Newspaper article The Christian Science Monitor

One Cambodian Turns Trash to Cash

Newspaper article The Christian Science Monitor

One Cambodian Turns Trash to Cash

Article excerpt

Heng Yon Kora has had a long, intimate relationship with trash: As a teenager just after the fall of the Khmer Rouge's brutal regime - a period when Cambodia was racked by famine - he survived on it.

He quickly learned that, in a nation trying to rebuild after years of war and isolation, discarded metals and plastics were precious commodities. Selling recycled waste, Mr. Kora soon had enough money to pay for schoolbooks.

Although hard work took him away from the garbage heaps - to jobs at the World Health Organization and the United Nations - he never forgot the lessons he learned there.

His profession in human rights and development often brought him face to face with garbage pickers. Thousands of them, including about 1,000 children in Cambodia's capital, Phnom Penh, pick garbage for a living, selling scrap to earn enough to eat. Many face discrimination and grim health prospects.

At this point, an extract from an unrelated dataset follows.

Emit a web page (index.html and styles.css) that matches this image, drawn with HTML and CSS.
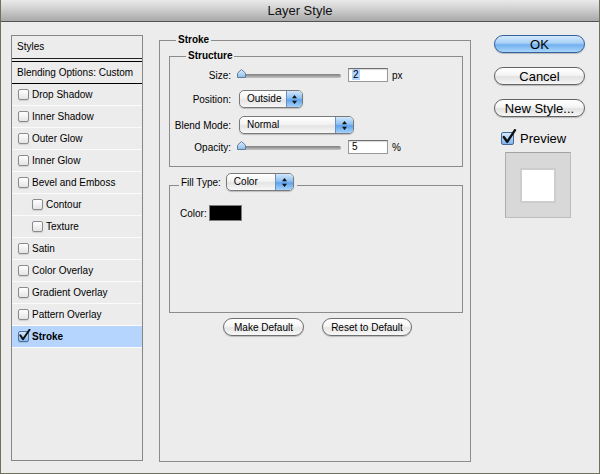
FILE: index.html
```html
<!DOCTYPE html>
<html>
<head>
<meta charset="utf-8">
<title>Layer Style</title>
<link rel="stylesheet" href="styles.css">
</head>
<body>
<div class="window">
  <div class="titlebar">Layer Style</div>
  <div class="content">
    <div class="styles-panel">
      <div class="panel-head">Styles</div>
      <div class="panel-blend">Blending Options: Custom</div>
      <ul class="fx-list">
        <li class="fx"><span class="cb"></span>Drop Shadow</li>
        <li class="fx"><span class="cb"></span>Inner Shadow</li>
        <li class="fx"><span class="cb"></span>Outer Glow</li>
        <li class="fx"><span class="cb"></span>Inner Glow</li>
        <li class="fx"><span class="cb"></span>Bevel and Emboss</li>
        <li class="fx sub"><span class="cb"></span>Contour</li>
        <li class="fx sub"><span class="cb"></span>Texture</li>
        <li class="fx"><span class="cb"></span>Satin</li>
        <li class="fx"><span class="cb"></span>Color Overlay</li>
        <li class="fx"><span class="cb"></span>Gradient Overlay</li>
        <li class="fx"><span class="cb"></span>Pattern Overlay</li>
        <li class="fx active"><span class="cb on"><svg class="check" width="13" height="13" viewBox="0 0 13 13"><path d="M2.3 6.3 L5 10.2 L11.5 0.8" fill="none" stroke="#111" stroke-width="2" stroke-linecap="round" stroke-linejoin="round"/></svg></span>Stroke</li>
      </ul>
    </div>

    <fieldset class="group stroke-group">
      <legend class="bold-legend">Stroke</legend>
      <div class="stroke-body">
        <fieldset class="group structure">
          <legend class="bold-legend">Structure</legend>
          <div class="form-grid">
            <span class="lbl">Size:</span>
            <div class="ctl">
              <div class="slider"><svg class="thumb" width="9" height="9" viewBox="0 0 9 9"><defs><linearGradient id="tg" x1="0" y1="0" x2="0" y2="1"><stop offset="0" stop-color="#e4f0fb"/><stop offset="1" stop-color="#8fbbe6"/></linearGradient></defs><path d="M0.5 4.2 L4.5 0.5 L8.5 4.2 L8.5 8.5 L0.5 8.5 Z" fill="url(#tg)" stroke="#5b7ea6"/></svg></div>
              <span class="field"><span class="sel">2</span></span>
              <span class="unit">px</span>
            </div>

            <span class="lbl">Position:</span>
            <div class="ctl">
              <span class="popup pos"><span class="txt">Outside</span><span class="arr"><svg width="7" height="11" viewBox="0 0 7 11"><path d="M3.5 1 L6 4.3 L1 4.3 Z M3.5 10 L6 6.7 L1 6.7 Z" fill="#111"/></svg></span></span>
            </div>

            <span class="lbl">Blend Mode:</span>
            <div class="ctl">
              <span class="popup blend"><span class="txt">Normal</span><span class="arr"><svg width="7" height="11" viewBox="0 0 7 11"><path d="M3.5 1 L6 4.3 L1 4.3 Z M3.5 10 L6 6.7 L1 6.7 Z" fill="#111"/></svg></span></span>
            </div>

            <span class="lbl">Opacity:</span>
            <div class="ctl">
              <div class="slider"><svg class="thumb" width="9" height="9" viewBox="0 0 9 9"><path d="M0.5 4.2 L4.5 0.5 L8.5 4.2 L8.5 8.5 L0.5 8.5 Z" fill="url(#tg)" stroke="#5b7ea6"/></svg></div>
              <span class="field">5</span>
              <span class="unit">%</span>
            </div>
          </div>
        </fieldset>

        <fieldset class="group fill">
          <legend class="fill-legend"><span>Fill Type:</span><span class="popup filltype"><span class="txt">Color</span><span class="arr"><svg width="7" height="11" viewBox="0 0 7 11"><path d="M3.5 1 L6 4.3 L1 4.3 Z M3.5 10 L6 6.7 L1 6.7 Z" fill="#111"/></svg></span></span></legend>
          <div class="color-row"><span>Color:</span><span class="swatch"></span></div>
        </fieldset>

        <div class="btn-row">
          <button class="sbtn make">Make Default</button>
          <button class="sbtn reset">Reset to Default</button>
        </div>
      </div>
    </fieldset>

    <div class="side">
      <button class="bbtn ok">OK</button>
      <button class="bbtn">Cancel</button>
      <button class="bbtn">New Style...</button>
      <div class="preview-row"><span class="pcb"><svg class="pcheck" width="16" height="16" viewBox="0 0 16 16"><path d="M2.8 8 L6.2 12.8 L14 1.2" fill="none" stroke="#111" stroke-width="2.4" stroke-linecap="round" stroke-linejoin="round"/></svg></span><span>Preview</span></div>
      <div class="preview-box"><div class="preview-sq"></div></div>
    </div>
  </div>
</div>
</body>
</html>
```

FILE: styles.css
```css
html, body {
  margin: 0;
  padding: 0;
}
body {
  background: #ececec;
  font-family: "Liberation Sans", Arial, sans-serif;
  font-size: 10px;
  color: #000;
}
.window {
  width: 600px;
  height: 474px;
  box-sizing: border-box;
  border: 1px solid #6d715d;
  border-top: none;
  background: #ececec;
  overflow: hidden;
}
.titlebar {
  height: 21px;
  border-bottom: 1px solid #525252;
  background: linear-gradient(#e9e9e9, #d2d2d2 40%, #b9b9b9 75%, #a9a9a9);
  text-align: center;
  font-size: 13px;
  line-height: 22px;
  color: #111;
}
.content {
  display: flex;
  align-items: flex-start;
  padding: 12px 0 0 10px;
}

/* left styles panel */
.styles-panel {
  margin-top: 1px;
  width: 132px;
  height: 426px;
  box-sizing: border-box;
  border: 1px solid #868686;
  flex: none;
}
.panel-head {
  height: 22px;
  line-height: 22px;
  padding-left: 5px;
  border-bottom: 1px solid #222;
}
.panel-blend {
  margin-top: 2px;
  height: 21px;
  line-height: 21px;
  padding-left: 5px;
  border-top: 1px solid #000;
  border-bottom: 1px solid #000;
}
.fx-list {
  list-style: none;
  margin: 0;
  padding: 0;
}
.fx {
  height: 21px;
  border-bottom: 1px solid #fbfbfb;
  display: flex;
  align-items: center;
  gap: 3px;
  padding-left: 6px;
}
.fx.sub {
  padding-left: 20px;
}
.fx.active {
  background: #b5d5fe;
  font-weight: bold;
}
.cb {
  position: relative;
  flex: none;
  width: 11px;
  height: 11px;
  box-sizing: border-box;
  border: 1px solid #8b8b8b;
  border-radius: 2px;
  background: linear-gradient(#ffffff, #e4e4e4);
  box-shadow: 0 1px 1px rgba(0, 0, 0, 0.12);
}
.cb.on {
  background: linear-gradient(#d4e8fc, #86b7ec);
  border-color: #4f73a0;
}
.check {
  position: absolute;
  left: -1px;
  top: -3px;
}

/* fieldsets */
.group {
  margin: 0;
  padding: 0;
  border: 1px solid #8c8c8c;
  min-width: 0;
  box-sizing: border-box;
}
.bold-legend {
  margin-left: 16px;
  padding: 0 2px;
  font-weight: bold;
  line-height: 12px;
}
.stroke-group {
  flex: none;
  margin-left: 16px;
  width: 312px;
  height: 428px;
}
.stroke-body {
  padding: 4px 7px 0 9px;
}
.structure {
  height: 117px;
}
.form-grid {
  display: grid;
  grid-template-columns: 61px 1fr;
  grid-template-rows: 22px 26px 26px 18px;
  column-gap: 6px;
  align-items: center;
  padding-top: 2px;
}
.lbl {
  text-align: right;
}
.ctl {
  display: flex;
  align-items: center;
}
.slider {
  position: relative;
  width: 104px;
  height: 4px;
  box-sizing: border-box;
  border-radius: 2px;
  background: linear-gradient(#7e7e7e, #a9a9a9 60%, #c4c4c4);
  margin-top: 1px;
}
.thumb {
  position: absolute;
  left: 0;
  top: -5px;
}
.field {
  margin-left: 7px;
  width: 40px;
  height: 14px;
  box-sizing: border-box;
  border: 1px solid #999;
  border-top-color: #6f6f6f;
  background: #fff;
  box-shadow: inset 0 1px 1px rgba(0, 0, 0, 0.15);
  padding-left: 3px;
  line-height: 12px;
}
.sel {
  background: #b3d4fd;
  padding: 0 1px;
}
.unit {
  margin-left: 4px;
}
.popup {
  display: inline-flex;
  align-items: stretch;
  height: 18px;
  box-sizing: border-box;
  border: 1px solid #7a7a7a;
  border-radius: 5px;
  background: linear-gradient(#ffffff, #f3f3f3 45%, #e4e4e4 55%, #f7f7f7);
  box-shadow: 0 1px 1px rgba(0, 0, 0, 0.2);
  overflow: hidden;
}
.popup .txt {
  flex: 1;
  padding-left: 7px;
  line-height: 16px;
}
.popup .arr {
  width: 15px;
  flex: none;
  border-left: 1px solid #6d8fbd;
  background: linear-gradient(#d2e7fb, #8ec0f1 45%, #5ea3eb 55%, #a8d2f8);
  display: flex;
  align-items: center;
  justify-content: center;
}
.pos {
  margin-left: 2px;
  width: 64px;
}
.blend {
  margin-left: 2px;
  width: 115px;
}
.blend .arr {
  width: 17px;
}
.fill {
  margin-top: 6px;
  height: 140px;
}
.fill-legend {
  margin-left: 9px;
  padding: 0 3px 7px 2px;
  display: flex;
  align-items: center;
  gap: 5px;
}
.filltype {
  width: 68px;
}
.filltype .arr {
  width: 17px;
}
.color-row {
  display: flex;
  align-items: center;
  gap: 2px;
  padding: 7px 0 0 10px;
}
.swatch {
  width: 33px;
  height: 16px;
  box-sizing: border-box;
  border: 1px solid #7d7d7d;
  background: #000;
}
.btn-row {
  display: flex;
  gap: 18px;
  margin: 5px 0 0 54px;
}
.sbtn {
  height: 18px;
  box-sizing: border-box;
  padding: 0;
  border: 1px solid #6f6f6f;
  border-radius: 9px;
  background: linear-gradient(#ffffff, #f6f6f6 45%, #e6e6e6 55%, #f8f8f8);
  box-shadow: 0 1px 1px rgba(0, 0, 0, 0.2);
  font-family: "Liberation Sans", Arial, sans-serif;
  font-size: 10px;
  color: #000;
}
.make {
  width: 81px;
}
.reset {
  width: 90px;
}

/* right column */
.side {
  flex: none;
  margin: 1px 0 0 23px;
  width: 91px;
  display: flex;
  flex-direction: column;
}
.bbtn {
  height: 18px;
  box-sizing: border-box;
  padding: 0;
  margin-bottom: 14px;
  border: 1px solid #646464;
  border-radius: 9px;
  background: linear-gradient(#ffffff, #f4f4f4 45%, #e2e2e2 55%, #f6f6f6);
  box-shadow: 0 1px 1px rgba(0, 0, 0, 0.22);
  font-family: "Liberation Sans", Arial, sans-serif;
  font-size: 13px;
  line-height: 15px;
  color: #000;
}
.bbtn.ok {
  border-color: #33619c;
  background: linear-gradient(#d5eafd, #a6cff6 45%, #72b0ef 55%, #a9d6fb);
}
.preview-row {
  display: flex;
  align-items: center;
  gap: 6px;
  height: 16px;
  margin-top: -1px;
  padding-left: 7px;
  font-size: 13px;
}
.pcb {
  position: relative;
  width: 13px;
  height: 13px;
  box-sizing: border-box;
  border: 1px solid #47699a;
  border-radius: 2px;
  background: linear-gradient(#d7eafd, #7fb3ec);
  flex: none;
}
.pcheck {
  position: absolute;
  left: -1px;
  top: -4px;
}
.preview-box {
  margin: 6px 0 0 11px;
  width: 66px;
  height: 66px;
  box-sizing: border-box;
  background: #d8d8d8;
  border: 1px solid #bdbdbd;
  border-top-color: #a3a3a3;
  border-left-color: #adadad;
  display: flex;
  align-items: center;
  justify-content: center;
}
.preview-sq {
  width: 32px;
  height: 31px;
  background: #fff;
  border: 2px solid #cdcdcd;
}
```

There was the growing amount of garbage, too. As Kora's nation rises, enjoying an economic boom, its garbage woes have piled high.

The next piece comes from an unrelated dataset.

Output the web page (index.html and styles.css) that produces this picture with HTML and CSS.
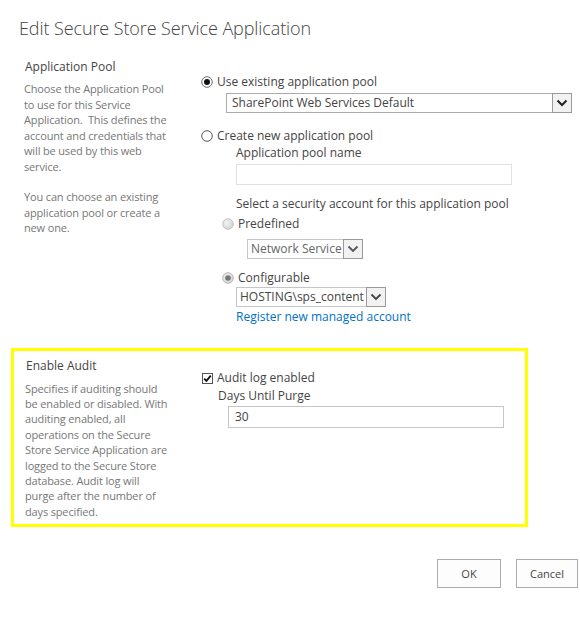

So in 1997, Kora decided to address the poverty and waste by founding the Community Sanitation and Recycling Organization (CSARO), a nongovernmental organization that turns trash into an economic asset for the poor, borrowing an idea from NGOs in neighboring countries.

It's a small success story not only for making a dent in Cambodia's poverty, but also as a showcase of how innovative local solutions in one part of Asia are being exchanged throughout the region.Phnom Penh's only waste dump at Stung Meanchey, six miles outside the city, tells the underside of Cambodia's economic story.

Garbage rises like a mountain, its contents a discarded inventory of life - chunks of ceramic toilets, plastic sneakers, and water bottles. Garbage is up by 15 percent in the capital from last year, according to CINTRI, a Canadian company that does waste removal here.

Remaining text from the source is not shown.